Key Takeaway: Our calculator gives you results comparable to a computer pre-approval (not just pre-qualification) because it uses the same automated underwriting logic. However, for actual home purchasing, you’ll still need to complete the full pre-approval process with a lender.

When to Use Each:

  • Pre-Qualification: Early stage planning to estimate what you might afford
  • Computer Pre-Approval: When you’re seriously house hunting and want to make offers
  • Full Underwriting Approval: For competitive markets where you need the strongest possible offer
How does the computer system handle multiple borrowers on one application?

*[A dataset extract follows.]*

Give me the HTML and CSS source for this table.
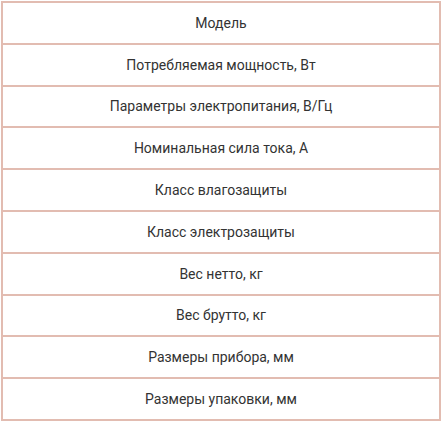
FILE: index.html
```html
<!DOCTYPE html>
<html lang="ru">
<head>
<meta charset="utf-8">
<link rel="stylesheet" href="styles.css">
</head>
<body>
<table class="spec">
  <tbody>
    <tr><td>Модель</td></tr>
    <tr><td>Потребляемая мощность, Вт</td></tr>
    <tr><td>Параметры электропитания, В/Гц</td></tr>
    <tr><td>Номинальная сила тока, А</td></tr>
    <tr><td>Класс влагозащиты</td></tr>
    <tr><td>Класс электрозащиты</td></tr>
    <tr><td>Вес нетто, кг</td></tr>
    <tr><td>Вес брутто, кг</td></tr>
    <tr><td>Размеры прибора, мм</td></tr>
    <tr><td>Размеры упаковки, мм</td></tr>
  </tbody>
</table>
</body>
</html>
```
FILE: styles.css
```css
html, body {
  margin: 0;
  padding: 0;
  background: #ffffff;
}
body {
  padding: 1px 0 0 1px;
}
.spec {
  width: 440px;
  border-collapse: separate;
  border-spacing: 0;
  border-top: 2px solid #e2bcb1;
  border-left: 2px solid #e2bcb1;
  font-family: Roboto, "Liberation Sans", sans-serif;
  font-size: 14px;
  color: #333333;
}
.spec td {
  height: 41.8px;
  padding: 0 8px;
  box-sizing: border-box;
  text-align: center;
  vertical-align: middle;
  border-right: 2px solid #e2bcb1;
  border-bottom: 2px solid #e2bcb1;
}
```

When multiple borrowers apply together, automated underwriting systems use these rules:

Credit Scores:

  • For 2 borrowers: Uses the lower middle score of the two
  • For 3+ borrowers: Uses the lowest middle score among all
  • Example: Borrower A has scores 720/710/700, Borrower B has 680/670/660 → system uses 670

Income Calculation:

  • All stable, documented income is combined
  • Part-time or seasonal income may be excluded or reduced
  • Self-employment income requires 2-year history for each borrower

Debt Calculation:

  • All individual debts are combined in the DTI calculation
  • Student loans in deferment are typically counted at 1% of balance
  • Alimony/child support payments are included if they continue for >10 months

Special Considerations:

  • Non-Occupant Co-Borrowers: Some loan programs allow co-signers who won’t live in the home, but this often requires higher down payments
  • First-Time Homebuyer Programs: Some programs (like FHA) allow non-occupant co-borrowers to help family members qualify
  • Divorce Situations: If one borrower is being removed from a mortgage, the remaining borrower must fully qualify on their own

How to Input Multiple Borrowers in Our Calculator:

  1. Use the lower credit score of the two borrowers
  2. Combine both incomes in the annual income field
  3. Add together all monthly debt payments
  4. Use the combined down payment amount
Important: If one borrower has significantly better credit, consider applying with only that person as the primary borrower (if their income is sufficient). This can sometimes result in better terms.